Unreasonable and Vexatious Delay
The court held that the city's delay in payment was unreasonable and vexatious, thereby justifying the award of interest. The Illinois statute provided for interest on money withheld due to unreasonable and vexatious delay, and the court found this case met that standard. The court noted that more than twelve years had passed since the condemnation of the property, during which the city had neither paid the balance nor provided any other form of compensation. The court emphasized that it was the city's responsibility to arrange for payment of the award, and its failure to do so warranted the imposition of interest from the time the debt became due. This determination aligned with the statutory provisions and reinforced the court's view that the city's conduct in delaying payment was unjustifiable.
Conclusion and Affirmation of Lower Court
The U.S. Supreme Court affirmed the lower court's decree, ruling in favor of Tebbetts for the unpaid balance plus interest.

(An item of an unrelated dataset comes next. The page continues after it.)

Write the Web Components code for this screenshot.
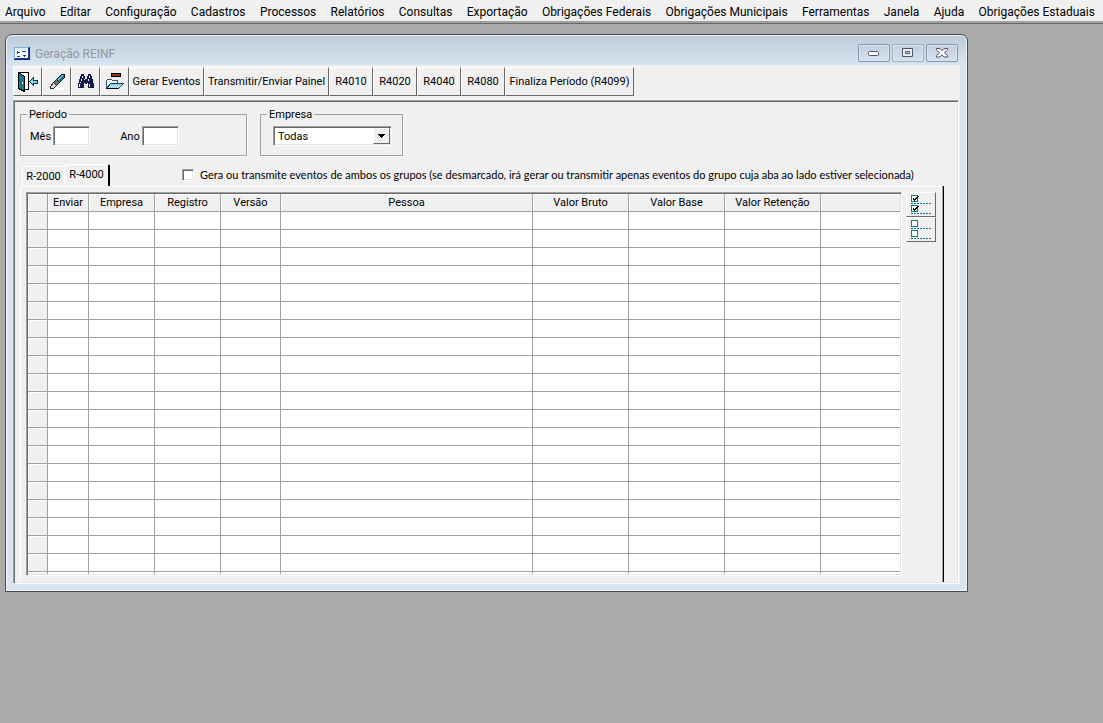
<!DOCTYPE html>
<html lang="pt-BR">
<head>
<meta charset="utf-8">
<title>Geração REINF</title>
<style>
    html, body {
        margin: 0;
        height: 100%;
    }

    body {
        display: flex;
        flex-direction: column;
        background: #a9abaa;
        color: #000;
        font: 11px/13px Roboto, "Liberation Sans", Arial, sans-serif;
        --face: #f0f0f0;
        --shadow: #a0a0a0;
        --dark: #696969;
        --light: #e3e3e3;
        --caption: #d7e4f2;
    }

    .desktop {
        flex: 1;
        min-height: 0;
        display: flex;
        padding: 10px 135px 131px 5px;
    }
</style>
</head>
<body>
<menu-bar></menu-bar>
<main class="desktop">
    <mdi-window caption="Geração REINF">
        <tool-bar slot="toolbar"></tool-bar>
        <reinf-filters></reinf-filters>
        <tab-sheet>
            <event-grid></event-grid>
            <mark-buttons slot="side"></mark-buttons>
        </tab-sheet>
    </mdi-window>
</main>

<script>
function attach(host, html) {
    host.attachShadow({ mode: 'open' }).innerHTML = html;
}

class MenuBar extends HTMLElement {
    constructor() {
        super();
        const items = ['Arquivo', 'Editar', 'Configuração', 'Cadastros', 'Processos', 'Relatórios', 'Consultas',
            'Exportação', 'Obrigações Federais', 'Obrigações Municipais', 'Ferramentas', 'Janela', 'Ajuda',
            'Obrigações Estaduais'];
        attach(this, `
<style>
    :host {
        display: block;
        height: 21px;
        background: var(--face);
        border-bottom: 2px solid var(--shadow);
        box-shadow: 0 1px var(--dark);
        margin-bottom: 1px;
    }

    nav {
        display: flex;
        justify-content: space-between;
        padding: 0 8px 0 5px;
    }

    button {
        font: 12px/24px Roboto, "Noto Sans", sans-serif;
        color: #000;
        background: none;
        border: 0;
        padding: 0;
        white-space: nowrap;
    }
</style>
<nav>${items.map(text => `<button type="button">${text}</button>`).join('')}</nav>`);
    }
}

class MdiWindow extends HTMLElement {
    constructor() {
        super();
        attach(this, `
<style>
    :host {
        flex: 1;
        min-width: 0;
        display: flex;
        flex-direction: column;
        box-sizing: border-box;
        border: 1px solid #4b4b50;
        border-radius: 7px 7px 0 0;
        padding: 0 7px 7px;
        background: linear-gradient(#bccbd8, var(--caption) 30px);
        box-shadow: inset 0 0 0 1px #eef4fa;
    }

    header {
        display: flex;
        align-items: center;
        height: 30px;
        padding: 0 2px 0 1px;
        gap: 5px;
    }

    .caption {
        flex: 1;
        margin: 0;
        padding-top: 8px;
        font: 12px/16px Roboto, "Noto Sans", sans-serif;
        color: #9497a0;
    }

    .icon {
        padding-top: 6px;
    }

    header button {
        width: 32px;
        height: 18px;
        padding: 0;
        border: 1px solid #8796ad;
        border-radius: 2px;
        background: linear-gradient(#c3d1df, #d3e0ed);
        box-shadow: inset 0 0 0 1px #dbe6f1;
        display: grid;
        place-items: center;
    }

    header button:nth-of-type(2) {
        border-color: #a5adba;
    }

    .buttons {
        display: flex;
        gap: 2px;
        padding-top: 5px;
    }

    .client {
        flex: 1;
        min-height: 0;
        display: flex;
        flex-direction: column;
        background: var(--face);
    }

    .body {
        flex: 1;
        min-height: 0;
        display: flex;
        flex-direction: column;
        margin-right: 1px;
        border: 1px solid;
        border-color: var(--shadow) #fff #fff var(--shadow);
        box-shadow: inset 1px 1px var(--dark), inset -1px -1px var(--light);
        padding: 1px 0 1px 1px;
    }

    svg {
        display: block;
    }
</style>
<header>
    <svg class="icon" width="16" height="13" shape-rendering="crispEdges">
        <path fill="#10287c" d="M0 0h16v13H0z"/>
        <path fill="#7fa8dc" d="M0 0h15v12H0z"/>
        <path fill="#d8ecfa" d="M1 1h13v2H1z"/>
        <path fill="#f6fbff" d="M1 3h13v8H1z"/>
        <path fill="#1c3f94" d="M3 5h3v1H3zM3 4h1v3H3zM8 4h4v1H8zM3 9h3v1H3zM9 8h3v1H9zM10 9h1v1h-1zM14 1h1v11h-1zM1 11h14v1H1z"/>
    </svg>
    <h1 class="caption"></h1>
    <div class="buttons">
        <button type="button" aria-label="Minimizar"><svg width="12" height="6"><rect x=".5" y="1.5" width="10" height="4" rx="1" fill="#fff" stroke="#4e5563"/></svg></button>
        <button type="button" aria-label="Restaurar"><svg width="12" height="10"><path fill="#e8eef4" stroke="#4e5563" fill-rule="evenodd" d="M.5 .5h10v8H.5zM3.500 3.500h4v2h-4z"/></svg></button>
        <button type="button" aria-label="Fechar"><svg width="12" height="10"><path fill="#fff" stroke="#4e5563" d="M.5.5h3.500L6 2.700 8 .5h3.500v1.500L8.500 4.800l3 2.700V9H8L6 6.900 4 9H.5V7.500l3-2.700-3-2.800z"/></svg></button>
    </div>
</header>
<div class="client">
    <slot name="toolbar"></slot>
    <div class="body"><slot></slot></div>
</div>`);
        this.shadowRoot.querySelector('.caption').textContent = this.getAttribute('caption');
    }
}

class ToolBar extends HTMLElement {
    constructor() {
        super();
        const actions = ['R4010', 'R4020', 'R4040', 'R4080'];
        attach(this, `
<style>
    :host {
        display: flex;
        height: 29px;
        padding: 2px 0 4px;
    }

    button {
        display: grid;
        place-items: center;
        flex: none;
        box-sizing: border-box;
        width: 44px;
        height: 29px;
        padding: 0;
        border: 1px solid;
        border-color: #fff var(--dark) var(--dark) #fff;
        background: var(--face);
        color: #000;
        font: inherit;
        line-height: 15px;
        white-space: nowrap;
    }

    .tool { width: 29px; }
    .events { width: 75px; }
    .send { width: 125px; }
    .finish { width: 129px; }
</style>
<button class="tool" type="button" aria-label="Sair">
    <svg width="20" height="20" shape-rendering="crispEdges">
        <path fill="#fff" d="M1 1h9v16H1z"/>
        <path fill="#000" d="M0 0h11v1H0zM10 0h1v18h-1zM7 17h4v1H7z"/>
        <path fill="#16788a" stroke="#000" d="M.5.5l6 4v15l-6-3z"/>
        <path fill="#fff" d="M4 10h1v2H4z"/>
        <path fill="#7fd4ee" stroke="#0b3340" d="M11.500 9.500l4-4v2.500h3.500v3h-3.500v2.500z"/>
    </svg>
</button>
<button class="tool" type="button" aria-label="Limpar">
    <svg width="18" height="18" shape-rendering="crispEdges">
        <path fill="#fff" d="M0 14h16v3H0z"/>
        <path fill="#1f8298" stroke="#101820" d="M7.500 7.500l6-6h3v3l-6 6z"/>
        <path fill="#9adbe8" d="M9 7l5-5h1L9 8z"/>
        <path fill="#707070" stroke="#202020" d="M5.500 9.500l3-3 3 3-3 3z"/>
        <path fill="#d8d8d8" stroke="#303030" d="M2.500 13.500l3-4 3 3-3 3h-3z"/>
    </svg>
</button>
<button class="tool" type="button" aria-label="Localizar">
    <svg width="16" height="15" shape-rendering="crispEdges">
        <path fill="#121c4a" d="M3 0h3v2H3zM10 0h3v2h-3zM2 2h5v3h2V2h5v3h1v4h1v5h-6V9H6v5H0V9h1V5h1zM7 5h2v5H7z"/>
        <path fill="#fff" d="M4 2h1v2H4zM11 2h1v2h-1zM3 5h1v2H3zM10 5h1v2h-1zM1 10h1v3H1zM2 8h1v1H2zM11 10h1v3h-1zM6 5h1v1H6z"/>
    </svg>
</button>
<button class="tool" type="button" aria-label="Abrir">
    <svg width="19" height="17" shape-rendering="crispEdges">
        <path fill="#9c3c12" stroke="#000" d="M6.500 .5h9v3h-9z"/>
        <path fill="#fff" stroke="#35586c" d="M1.500 15.500v-8l1-1h4l1 1h5v3"/>
        <path fill="#83c6e2" stroke="#10506a" d="M1.500 15.500l4-5h13l-5 5z"/>
        <path stroke="#d9f4ff" stroke-dasharray="1 1" d="M5 12.500h11M4 13.500h11M4 14.500h10"/>
        <path fill="#000" d="M1 15h13v1H1z"/>
    </svg>
</button>
<button class="events" type="button">Gerar Eventos</button>
<button class="send" type="button">Transmitir/Enviar Painel</button>
${actions.map(text => `<button type="button">${text}</button>`).join('')}
<button class="finish" type="button">Finaliza Período (R4099)</button>`);
    }
}

class ReinfFilters extends HTMLElement {
    constructor() {
        super();
        attach(this, `
<style>
    :host {
        display: flex;
        gap: 13px;
        padding: 6px 5px 0;
    }

    fieldset {
        display: flex;
        align-items: center;
        box-sizing: border-box;
        height: 48px;
        margin: 0;
        padding: 0 9px 4px;
        border: 1px solid var(--shadow);
        box-shadow: 1px 1px #fff;
    }

    .period { width: 227px; gap: 30px; }
    .company { width: 143px; padding: 0 10px 4px 12px; }

    legend {
        margin-left: -3px;
        padding: 0 2px;
    }

    .company legend {
        margin-left: -6px;
    }

    .period label {
        display: flex;
        align-items: center;
        gap: 2px;
    }

    input, .combo {
        box-sizing: border-box;
        height: 20px;
        border: 1px solid;
        border-color: var(--shadow) #fff #fff var(--shadow);
        box-shadow: inset 1px 1px var(--dark), inset -1px -1px var(--light);
        background: #fff;
        font: inherit;
    }

    input {
        width: 37px;
        padding: 2px 3px;
    }

    .combo {
        flex: 1;
        display: grid;
        grid-template-columns: 1fr 17px;
        align-items: center;
        padding: 1px;
    }

    select {
        grid-area: 1 / 1 / 2 / 3;
        appearance: none;
        border: 0;
        padding: 0 3px;
        background: none;
        color: #000;
        font: inherit;
    }

    .arrow {
        grid-area: 1 / 2;
        align-self: stretch;
        display: grid;
        place-items: center;
        border: 1px solid;
        border-color: #fff var(--dark) var(--dark) #fff;
        background: var(--face);
        pointer-events: none;
    }
</style>
<fieldset class="period">
    <legend>Período</legend>
    <label>Mês <input type="text"></label>
    <label>Ano <input type="text"></label>
</fieldset>
<fieldset class="company">
    <legend>Empresa</legend>
    <div class="combo">
        <select aria-label="Empresa"><option>Todas</option></select>
        <span class="arrow"><svg width="7" height="4" shape-rendering="crispEdges"><path d="M0 0h7v1H0zM1 1h5v1H1zM2 2h3v1H2zM3 3h1v1H3z"/></svg></span>
    </div>
</fieldset>`);
    }
}

class TabSheet extends HTMLElement {
    constructor() {
        super();
        attach(this, `
<style>
    :host {
        flex: 1;
        min-height: 0;
        display: flex;
        flex-direction: column;
        padding: 8px 16px 0 5px;
    }

    .head {
        display: flex;
        align-items: flex-end;
        padding-left: 2px;
    }

    .head button {
        box-sizing: border-box;
        width: 42px;
        height: 20px;
        padding: 0;
        border: 0 solid #fff;
        border-width: 1px 0 0 1px;
        border-radius: 3px 0 0 0;
        background: none;
        color: #000;
        font: inherit;
    }

    .head button[aria-selected=true] {
        width: 46px;
        height: 22px;
        padding: 0 0 3px;
        border-right: 2px solid #000;
        border-radius: 3px 2px 0 0;
    }

    label {
        display: flex;
        align-items: center;
        gap: 6px;
        margin-left: 72px;
        padding-bottom: 5px;
        font-family: Lato, "Liberation Sans", sans-serif;
        white-space: nowrap;
    }

    input {
        appearance: none;
        box-sizing: border-box;
        width: 12px;
        height: 12px;
        margin: 0;
        border: 1px solid;
        border-color: var(--shadow) #fff #fff var(--shadow);
        box-shadow: inset 1px 1px var(--dark), inset -1px -1px var(--light);
        background: #fff;
    }

    .page {
        flex: 1;
        min-height: 0;
        display: flex;
        gap: 4px;
        padding: 5px 6px 6px 5px;
        border: 0 solid #fff;
        border-width: 1px 0 0 1px;
        box-shadow: 1px 0 var(--shadow), 2px 0 #000;
    }
</style>
<div class="head" role="tablist">
    <button type="button" role="tab">R-2000</button>
    <button type="button" role="tab" aria-selected="true">R-4000</button>
    <label><input type="checkbox"> Gera ou transmite eventos de ambos os grupos (se desmarcado, irá gerar ou transmitir apenas eventos do grupo cuja aba ao lado estiver selecionada)</label>
</div>
<div class="page">
    <slot></slot>
    <slot name="side"></slot>
</div>`);
    }
}

class EventGrid extends HTMLElement {
    constructor() {
        super();
        const columns = [['', 20], ['Enviar', 41], ['Empresa', 66], ['Registro', 66], ['Versão', 60], ['Pessoa', 252],
            ['Valor Bruto', 96], ['Valor Base', 96], ['Valor Retenção', 96], ['', 0]];
        const row = `<tr>${columns.map(() => '<td></td>').join('')}</tr>`;
        attach(this, `
<style>
    :host {
        flex: 1;
        min-width: 0;
        overflow: hidden;
        box-sizing: border-box;
        border: 1px solid;
        border-color: var(--shadow) #fff #fff var(--shadow);
        background: linear-gradient(var(--dark), var(--dark)) 0 0 / 1px 100% no-repeat,
            linear-gradient(var(--dark), var(--dark)) 0 0 / 100% 1px no-repeat, var(--light);
        padding: 1px;
        display: flex;
    }

    .scroll {
        flex: 1;
        overflow: hidden;
        background: #fff;
    }

    table {
        width: 100%;
        table-layout: fixed;
        border-collapse: separate;
        border-spacing: 0;
    }

    th, td {
        box-sizing: border-box;
        height: 18px;
        padding: 0;
        border: 0 solid var(--shadow);
        border-width: 0 1px 1px 0;
        font-weight: normal;
        line-height: 17px;
        white-space: nowrap;
    }

    th, td:first-child {
        background: var(--face);
        box-shadow: inset 1px 1px #fff;
    }

    th:last-child, td:last-child {
        border-right: 0;
    }
</style>
<div class="scroll">
    <table>
        <colgroup>${columns.map(([, width]) => width ? `<col style="width: ${width}px">` : '<col>').join('')}</colgroup>
        <thead><tr>${columns.map(([text]) => `<th>${text}</th>`).join('')}</tr></thead>
        <tbody>${row.repeat(40)}</tbody>
    </table>
</div>`);
    }
}

class MarkButtons extends HTMLElement {
    constructor() {
        super();
        const box = (y, ticked) => `
        <path fill="#fff" stroke="#16788a" d="M.5 ${y}.5h6v6h-6z"/>
        <path stroke="#16788a" stroke-dasharray="2 1" d="M0 ${y + 8}.5h20"/>
        ${ticked ? `<path fill="#000" d="M2 ${y + 3}h1v1h1v-1h1v-1h1v-1h2v1h-1v1h-1v1h-1v1h-1v1h-1v-1h-1z"/>` : ''}`;
        const icon = ticked => `<svg width="20" height="20" shape-rendering="crispEdges">${box(0, ticked)}${box(10, ticked)}</svg>`;
        attach(this, `
<style>
    :host {
        display: flex;
        flex-direction: column;
    }

    button {
        display: grid;
        place-items: center;
        box-sizing: border-box;
        width: 30px;
        height: 25px;
        padding: 0;
        border: 1px solid;
        border-color: #fff var(--dark) var(--dark) #fff;
        background: var(--face);
    }
</style>
<button type="button" aria-label="Marcar todos">${icon(true)}</button>
<button type="button" aria-label="Desmarcar todos">${icon(false)}</button>`);
    }
}

customElements.define('menu-bar', MenuBar);
customElements.define('mdi-window', MdiWindow);
customElements.define('tool-bar', ToolBar);
customElements.define('reinf-filters', ReinfFilters);
customElements.define('tab-sheet', TabSheet);
customElements.define('event-grid', EventGrid);
customElements.define('mark-buttons', MarkButtons);
</script>
</body>
</html>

The court found that the insurance company, through its assignee Tebbetts, had a legitimate claim for the balance due on the award, supported by equitable principles and statutory law. The court's decision reinforced the need for parties to honor financial obligations and underscored the judiciary's role in providing remedies for unjustified delays in payment. By affirming the lower court's ruling, the U.S. Supreme Court upheld the principles of equity and the statutory entitlement to interest in cases of unreasonable and vexatious delay.